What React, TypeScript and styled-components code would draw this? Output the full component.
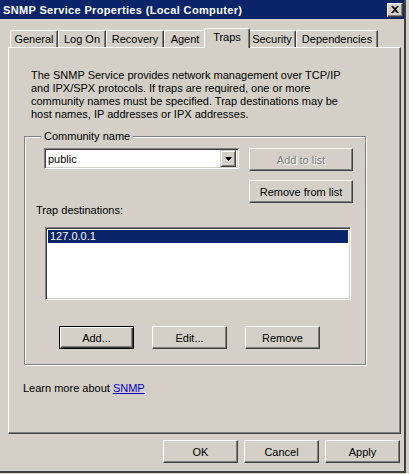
import React from 'react';
import styled, { createGlobalStyle, css } from 'styled-components';

const GlobalStyle = createGlobalStyle`
  html, body {
    margin: 0;
    padding: 0;
    background: #d4d0c8;
  }
  body {
    font-family: "Liberation Sans", Arial, sans-serif;
    font-size: 11px;
    color: #000;
  }
`;

const Window = styled.div`
  width: 404px;
  height: 471px;
  background: #d4d0c8;
  border-right: 2px solid #404040;
  border-bottom: 2px solid #404040;
  display: flex;
  flex-direction: column;
`;

const TitleBar = styled.div`
  height: 19px;
  background: #0a246a;
  display: flex;
  align-items: center;
  justify-content: space-between;
  padding: 0 1px 0 3px;
`;

const Title = styled.span`
  color: #fff;
  font-weight: bold;
  font-size: 11px;
  letter-spacing: 0.35px;
`;

const CaptionButton = styled.div`
  width: 16px;
  height: 14px;
  box-sizing: border-box;
  background: #d4d0c8;
  border: 1px solid;
  border-color: #fff #404040 #404040 #fff;
  box-shadow: inset -1px -1px #808080;
  display: flex;
  align-items: center;
  justify-content: center;
`;

const Body = styled.div`
  flex: 1;
  display: flex;
  flex-direction: column;
  padding: 9px 0 0 8px;
`;

const TabStrip = styled.div`
  display: flex;
  align-items: flex-end;
  height: 19px;
  padding-left: 2px;
`;

const Tab = styled.div<{ $w: number; $active?: boolean }>`
  width: ${p => p.$w}px;
  height: 17px;
  box-sizing: border-box;
  background: #d4d0c8;
  border-top: 1px solid #fff;
  border-left: 1px solid #fff;
  border-right: 1px solid #404040;
  border-radius: 2px 2px 0 0;
  box-shadow: inset -1px 0 #808080;
  display: flex;
  align-items: center;
  justify-content: center;
  padding-bottom: 1px;
  white-space: nowrap;
  ${p => p.$active && css`
    height: 20px;
    margin: 0 -2px -1px;
    position: relative;
    z-index: 1;
    padding-bottom: 4px;
  `}
`;

const Panel = styled.div`
  width: 393px;
  height: 387px;
  box-sizing: border-box;
  border: 1px solid;
  border-color: #fff #404040 #404040 #fff;
  box-shadow: inset -1px -1px #808080;
  display: flex;
  flex-direction: column;
  padding: 21px 0 0 15px;
`;

const Description = styled.p`
  margin: 0 0 0 7px;
  line-height: 13px;
`;

const GroupBox = styled.fieldset`
  width: 342px;
  box-sizing: border-box;
  margin: 9px 0 0 0;
  padding: 5px 0 15px 11px;
  border: 1px solid #808080;
  box-shadow: 1px 1px 0 #fff, inset 1px 1px 0 #fff;
  display: flex;
  flex-direction: column;
`;

const Legend = styled.legend`
  margin-left: 5px;
  padding: 0 3px;
  line-height: 13px;
  background: #d4d0c8;
`;

const ControlGrid = styled.div`
  display: grid;
  grid-template-columns: 195px 104px;
  column-gap: 10px;
  row-gap: 9px;
  margin-left: 8px;
  align-items: start;
`;

const Sunken = css`
  box-sizing: border-box;
  background: #fff;
  border: 1px solid;
  border-color: #808080 #fff #fff #808080;
  box-shadow: inset 1px 1px #404040, inset -1px -1px #d4d0c8;
`;

const Combo = styled.div`
  ${Sunken};
  height: 21px;
  display: flex;
  align-items: center;
  padding: 2px 2px 2px 3px;
`;

const ComboText = styled.span`
  flex: 1;
`;

const DropButton = styled.div`
  width: 16px;
  height: 17px;
  box-sizing: border-box;
  background: #d4d0c8;
  border: 1px solid;
  border-color: #d4d0c8 #404040 #404040 #d4d0c8;
  box-shadow: inset 1px 1px #fff, inset -1px -1px #808080;
  display: flex;
  align-items: center;
  justify-content: center;
`;

const Button = styled.button<{ $w?: number; $default?: boolean }>`
  width: ${p => p.$w ?? 75}px;
  height: 23px;
  box-sizing: border-box;
  padding: 0;
  font-family: "Liberation Sans", Arial, sans-serif;
  font-size: 11px;
  color: #000;
  background: #d4d0c8;
  border: 1px solid;
  border-color: #fff #404040 #404040 #fff;
  box-shadow: inset -1px -1px #808080;
  &:disabled {
    color: #808080;
    text-shadow: 1px 1px #fff;
  }
  ${p => p.$default && css`
    border-color: #000;
    box-shadow: inset 1px 1px #fff, inset -1px -1px #404040, inset -2px -2px #808080;
  `}
`;

const FieldLabel = styled.div`
  margin-top: 1px;
  line-height: 13px;
`;

const ListBox = styled.div`
  ${Sunken};
  width: 306px;
  height: 73px;
  margin: 10px 0 0 9px;
  padding: 2px;
`;

const ListItem = styled.div<{ $selected?: boolean }>`
  height: 13px;
  line-height: 13px;
  padding-left: 2px;
  ${p => p.$selected && css`
    background: #0a246a;
    color: #fff;
  `}
`;

const ButtonRow = styled.div`
  display: flex;
  gap: 18px;
  margin: 26px 0 0 23px;
`;

const LearnMore = styled.p`
  margin: 17px 0 0 -1px;
  line-height: 13px;
`;

const Link = styled.a`
  color: #0000cc;
  text-decoration: underline;
`;

const Footer = styled.div`
  display: flex;
  justify-content: flex-end;
  gap: 6px;
  padding: 6px 4px 0 0;
`;

const tabs = [
  { label: 'General', w: 48 },
  { label: 'Log On', w: 48 },
  { label: 'Recovery', w: 58 },
  { label: 'Agent', w: 42 },
  { label: 'Traps', w: 46, active: true },
  { label: 'Security', w: 48 },
  { label: 'Dependencies', w: 82 },
];

export default function App() {
  return (
    <>
      <GlobalStyle />
      <Window>
        <TitleBar>
          <Title>SNMP Service Properties (Local Computer)</Title>
          <CaptionButton>
            <svg width="8" height="7" viewBox="0 0 8 7">
              <path d="M0 0h2l2 2 2-2h2L5 3.5 8 7H6L4 5 2 7H0l3-3.5z" fill="#000" />
            </svg>
          </CaptionButton>
        </TitleBar>
        <Body>
          <TabStrip>
            {tabs.map(t => (
              <Tab key={t.label} $w={t.w} $active={t.active}>
                {t.label}
              </Tab>
            ))}
          </TabStrip>
          <Panel>
            <Description>
              The SNMP Service provides network management over TCP/IP
              <br />
              and IPX/SPX protocols. If traps are required, one or more
              <br />
              community names must be specified. Trap destinations may be
              <br />
              host names, IP addresses or IPX addresses.
            </Description>
            <GroupBox>
              <Legend>Community name</Legend>
              <ControlGrid>
                <Combo>
                  <ComboText>public</ComboText>
                  <DropButton>
                    <svg width="7" height="4" viewBox="0 0 7 4">
                      <path d="M0 0h7L3.5 4z" fill="#000" />
                    </svg>
                  </DropButton>
                </Combo>
                <Button $w={104} disabled>
                  Add to list
                </Button>
                <span />
                <Button $w={104}>Remove from list</Button>
              </ControlGrid>
              <FieldLabel>Trap destinations:</FieldLabel>
              <ListBox>
                <ListItem $selected>127.0.0.1</ListItem>
              </ListBox>
              <ButtonRow>
                <Button $default>Add...</Button>
                <Button>Edit...</Button>
                <Button>Remove</Button>
              </ButtonRow>
            </GroupBox>
            <LearnMore>
              Learn more about <Link href="#">SNMP</Link>
            </LearnMore>
          </Panel>
          <Footer>
            <Button>OK</Button>
            <Button>Cancel</Button>
            <Button>Apply</Button>
          </Footer>
        </Body>
      </Window>
    </>
  );
}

Written task -
Copy out all of the material exactly as written, without its pictures.

Task output -
What React, TypeScript and styled-components code would draw this? Output the full component.
import React from 'react';
import styled, { createGlobalStyle, css } from 'styled-components';

const GlobalStyle = createGlobalStyle`
  html, body {
    margin: 0;
    padding: 0;
    background: #d4d0c8;
  }
  body {
    font-family: "Liberation Sans", Arial, sans-serif;
    font-size: 11px;
    color: #000;
  }
`;

const Window = styled.div`
  width: 404px;
  height: 471px;
  background: #d4d0c8;
  border-right: 2px solid #404040;
  border-bottom: 2px solid #404040;
  display: flex;
  flex-direction: column;
`;

const TitleBar = styled.div`
  height: 19px;
  background: #0a246a;
  display: flex;
  align-items: center;
  justify-content: space-between;
  padding: 0 1px 0 3px;
`;

const Title = styled.span`
  color: #fff;
  font-weight: bold;
  font-size: 11px;
  letter-spacing: 0.35px;
`;

const CaptionButton = styled.div`
  width: 16px;
  height: 14px;
  box-sizing: border-box;
  background: #d4d0c8;
  border: 1px solid;
  border-color: #fff #404040 #404040 #fff;
  box-shadow: inset -1px -1px #808080;
  display: flex;
  align-items: center;
  justify-content: center;
`;

const Body = styled.div`
  flex: 1;
  display: flex;
  flex-direction: column;
  padding: 9px 0 0 8px;
`;

const TabStrip = styled.div`
  display: flex;
  align-items: flex-end;
  height: 19px;
  padding-left: 2px;
`;

const Tab = styled.div<{ $w: number; $active?: boolean }>`
  width: ${p => p.$w}px;
  height: 17px;
  box-sizing: border-box;
  background: #d4d0c8;
  border-top: 1px solid #fff;
  border-left: 1px solid #fff;
  border-right: 1px solid #404040;
  border-radius: 2px 2px 0 0;
  box-shadow: inset -1px 0 #808080;
  display: flex;
  align-items: center;
  justify-content: center;
  padding-bottom: 1px;
  white-space: nowrap;
  ${p => p.$active && css`
    height: 20px;
    margin: 0 -2px -1px;
    position: relative;
    z-index: 1;
    padding-bottom: 4px;
  `}
`;

const Panel = styled.div`
  width: 393px;
  height: 387px;
  box-sizing: border-box;
  border: 1px solid;
  border-color: #fff #404040 #404040 #fff;
  box-shadow: inset -1px -1px #808080;
  display: flex;
  flex-direction: column;
  padding: 21px 0 0 15px;
`;

const Description = styled.p`
  margin: 0 0 0 7px;
  line-height: 13px;
`;

const GroupBox = styled.fieldset`
  width: 342px;
  box-sizing: border-box;
  margin: 9px 0 0 0;
  padding: 5px 0 15px 11px;
  border: 1px solid #808080;
  box-shadow: 1px 1px 0 #fff, inset 1px 1px 0 #fff;
  display: flex;
  flex-direction: column;
`;

const Legend = styled.legend`
  margin-left: 5px;
  padding: 0 3px;
  line-height: 13px;
  background: #d4d0c8;
`;

const ControlGrid = styled.div`
  display: grid;
  grid-template-columns: 195px 104px;
  column-gap: 10px;
  row-gap: 9px;
  margin-left: 8px;
  align-items: start;
`;

const Sunken = css`
  box-sizing: border-box;
  background: #fff;
  border: 1px solid;
  border-color: #808080 #fff #fff #808080;
  box-shadow: inset 1px 1px #404040, inset -1px -1px #d4d0c8;
`;

const Combo = styled.div`
  ${Sunken};
  height: 21px;
  display: flex;
  align-items: center;
  padding: 2px 2px 2px 3px;
`;

const ComboText = styled.span`
  flex: 1;
`;

const DropButton = styled.div`
  width: 16px;
  height: 17px;
  box-sizing: border-box;
  background: #d4d0c8;
  border: 1px solid;
  border-color: #d4d0c8 #404040 #404040 #d4d0c8;
  box-shadow: inset 1px 1px #fff, inset -1px -1px #808080;
  display: flex;
  align-items: center;
  justify-content: center;
`;

const Button = styled.button<{ $w?: number; $default?: boolean }>`
  width: ${p => p.$w ?? 75}px;
  height: 23px;
  box-sizing: border-box;
  padding: 0;
  font-family: "Liberation Sans", Arial, sans-serif;
  font-size: 11px;
  color: #000;
  background: #d4d0c8;
  border: 1px solid;
  border-color: #fff #404040 #404040 #fff;
  box-shadow: inset -1px -1px #808080;
  &:disabled {
    color: #808080;
    text-shadow: 1px 1px #fff;
  }
  ${p => p.$default && css`
    border-color: #000;
    box-shadow: inset 1px 1px #fff, inset -1px -1px #404040, inset -2px -2px #808080;
  `}
`;

const FieldLabel = styled.div`
  margin-top: 1px;
  line-height: 13px;
`;

const ListBox = styled.div`
  ${Sunken};
  width: 306px;
  height: 73px;
  margin: 10px 0 0 9px;
  padding: 2px;
`;

const ListItem = styled.div<{ $selected?: boolean }>`
  height: 13px;
  line-height: 13px;
  padding-left: 2px;
  ${p => p.$selected && css`
    background: #0a246a;
    color: #fff;
  `}
`;

const ButtonRow = styled.div`
  display: flex;
  gap: 18px;
  margin: 26px 0 0 23px;
`;

const LearnMore = styled.p`
  margin: 17px 0 0 -1px;
  line-height: 13px;
`;

const Link = styled.a`
  color: #0000cc;
  text-decoration: underline;
`;

const Footer = styled.div`
  display: flex;
  justify-content: flex-end;
  gap: 6px;
  padding: 6px 4px 0 0;
`;

const tabs = [
  { label: 'General', w: 48 },
  { label: 'Log On', w: 48 },
  { label: 'Recovery', w: 58 },
  { label: 'Agent', w: 42 },
  { label: 'Traps', w: 46, active: true },
  { label: 'Security', w: 48 },
  { label: 'Dependencies', w: 82 },
];

export default function App() {
  return (
    <>
      <GlobalStyle />
      <Window>
        <TitleBar>
          <Title>SNMP Service Properties (Local Computer)</Title>
          <CaptionButton>
            <svg width="8" height="7" viewBox="0 0 8 7">
              <path d="M0 0h2l2 2 2-2h2L5 3.5 8 7H6L4 5 2 7H0l3-3.5z" fill="#000" />
            </svg>
          </CaptionButton>
        </TitleBar>
        <Body>
          <TabStrip>
            {tabs.map(t => (
              <Tab key={t.label} $w={t.w} $active={t.active}>
                {t.label}
              </Tab>
            ))}
          </TabStrip>
          <Panel>
            <Description>
              The SNMP Service provides network management over TCP/IP
              <br />
              and IPX/SPX protocols. If traps are required, one or more
              <br />
              community names must be specified. Trap destinations may be
              <br />
              host names, IP addresses or IPX addresses.
            </Description>
            <GroupBox>
              <Legend>Community name</Legend>
              <ControlGrid>
                <Combo>
                  <ComboText>public</ComboText>
                  <DropButton>
                    <svg width="7" height="4" viewBox="0 0 7 4">
                      <path d="M0 0h7L3.5 4z" fill="#000" />
                    </svg>
                  </DropButton>
                </Combo>
                <Button $w={104} disabled>
                  Add to list
                </Button>
                <span />
                <Button $w={104}>Remove from list</Button>
              </ControlGrid>
              <FieldLabel>Trap destinations:</FieldLabel>
              <ListBox>
                <ListItem $selected>127.0.0.1</ListItem>
              </ListBox>
              <ButtonRow>
                <Button $default>Add...</Button>
                <Button>Edit...</Button>
                <Button>Remove</Button>
              </ButtonRow>
            </GroupBox>
            <LearnMore>
              Learn more about <Link href="#">SNMP</Link>
            </LearnMore>
          </Panel>
          <Footer>
            <Button>OK</Button>
            <Button>Cancel</Button>
            <Button>Apply</Button>
          </Footer>
        </Body>
      </Window>
    </>
  );
}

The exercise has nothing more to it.